**Requirement**
Set down, exactly as written, the lines from the top of the data to the line that holds "string; count?: number;", and omit the pictures.
— Begin Data provided —
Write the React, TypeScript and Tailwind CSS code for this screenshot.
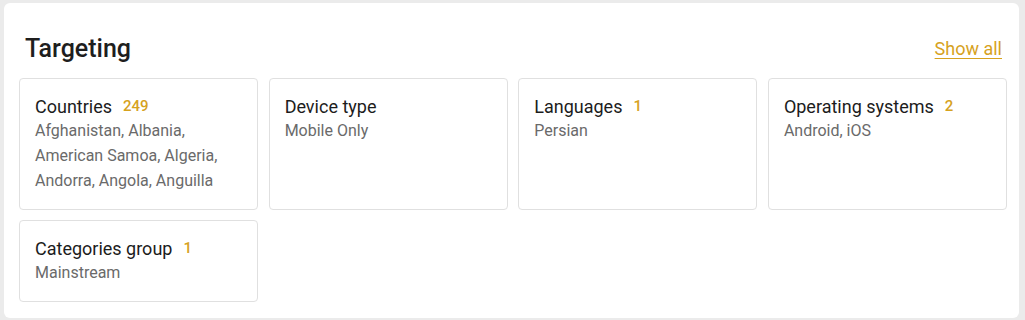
import React from 'react';

type Target = { label: string; count?: number; values: string };

const TARGETS: Target[] = [
  { label: 'Countries', count: 249, values: 'Afghanistan, Albania, American Samoa, Algeria, Andorra, Angola, Anguilla' },
  { label: 'Device type', values: 'Mobile Only' },
  { label: 'Languages', count: 1, values: 'Persian' },
  { label: 'Operating systems', count: 2, values: 'Android, iOS' },
  { label: 'Categories group', count: 1, values: 'Mainstream' },
];

const TargetCard: React.FC<{ item: Target }> = ({ item }) => (
  <div className="rounded-[4px] border border-[#e0e0e0] bg-white px-[15px] pt-[16px] pb-[16px]">
    <div className="flex items-center h-[23px]">
      <span className="text-[18px] leading-[23px] text-[#1c1c1c]">{item.label}</span>
      {item.count !== undefined && (
        <span className="ml-[11px] text-[15px] leading-[23px] font-medium text-[#d6a21e]">{item.count}</span>
      )}
    </div>
    <p className="text-[16px] leading-[25px] text-[#6a6a6a]">{item.values}</p>
  </div>
);

export default function App() {
  return (
    <div className="min-h-[320px] bg-[#ebebeb] pt-[3px] pl-[4px] pr-[6px] pb-[3px] font-['Roboto',sans-serif]">
      <section className="rounded-[6px] bg-white pt-[30px] pl-[15px] pr-[12px] pb-[16px]">
        {/* Header */}
        <div className="flex items-center justify-between h-[32px] pl-[6px] pr-[5px]">
          <h2 className="text-[25px] leading-[32px] font-medium text-[#1e1e1e]">Targeting</h2>
          <a href="#targeting" className="text-[18px] leading-[24px] text-[#d6a21e] underline underline-offset-[3px]">
            Show all
          </a>
        </div>

        {/* Target cards */}
        <div className="mt-[13px] grid grid-cols-4 gap-x-[10.5px] gap-y-[10px] items-stretch">
          {TARGETS.map((t) => (
            <TargetCard key={t.label} item={t} />
          ))}
        </div>
      </section>
    </div>
  );
}
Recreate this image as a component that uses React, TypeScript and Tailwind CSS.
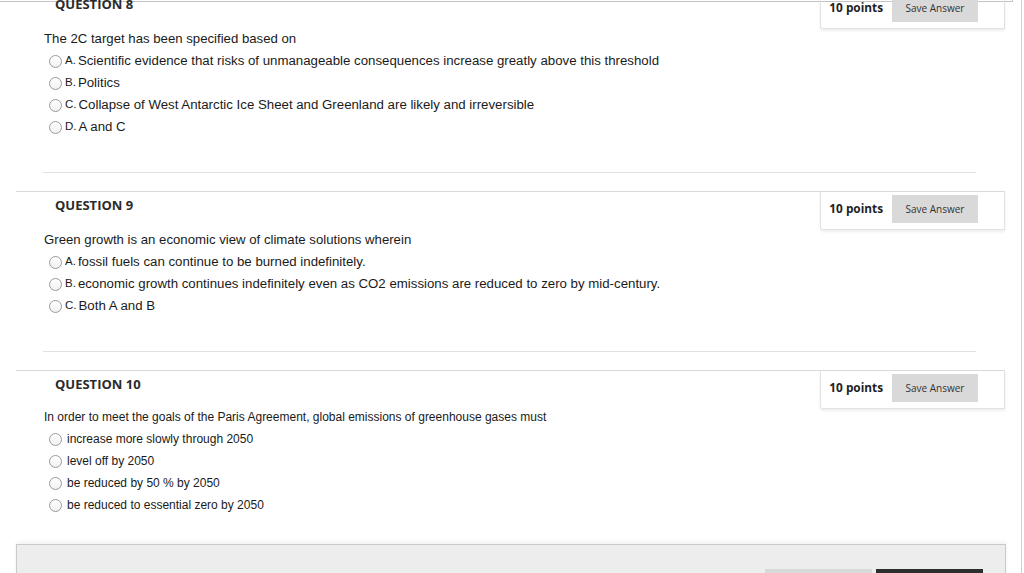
— End Data provided —
**Answer**
Write the React, TypeScript and Tailwind CSS code for this screenshot.
import React from 'react';

type Target = { label: string; count?: number; values: string };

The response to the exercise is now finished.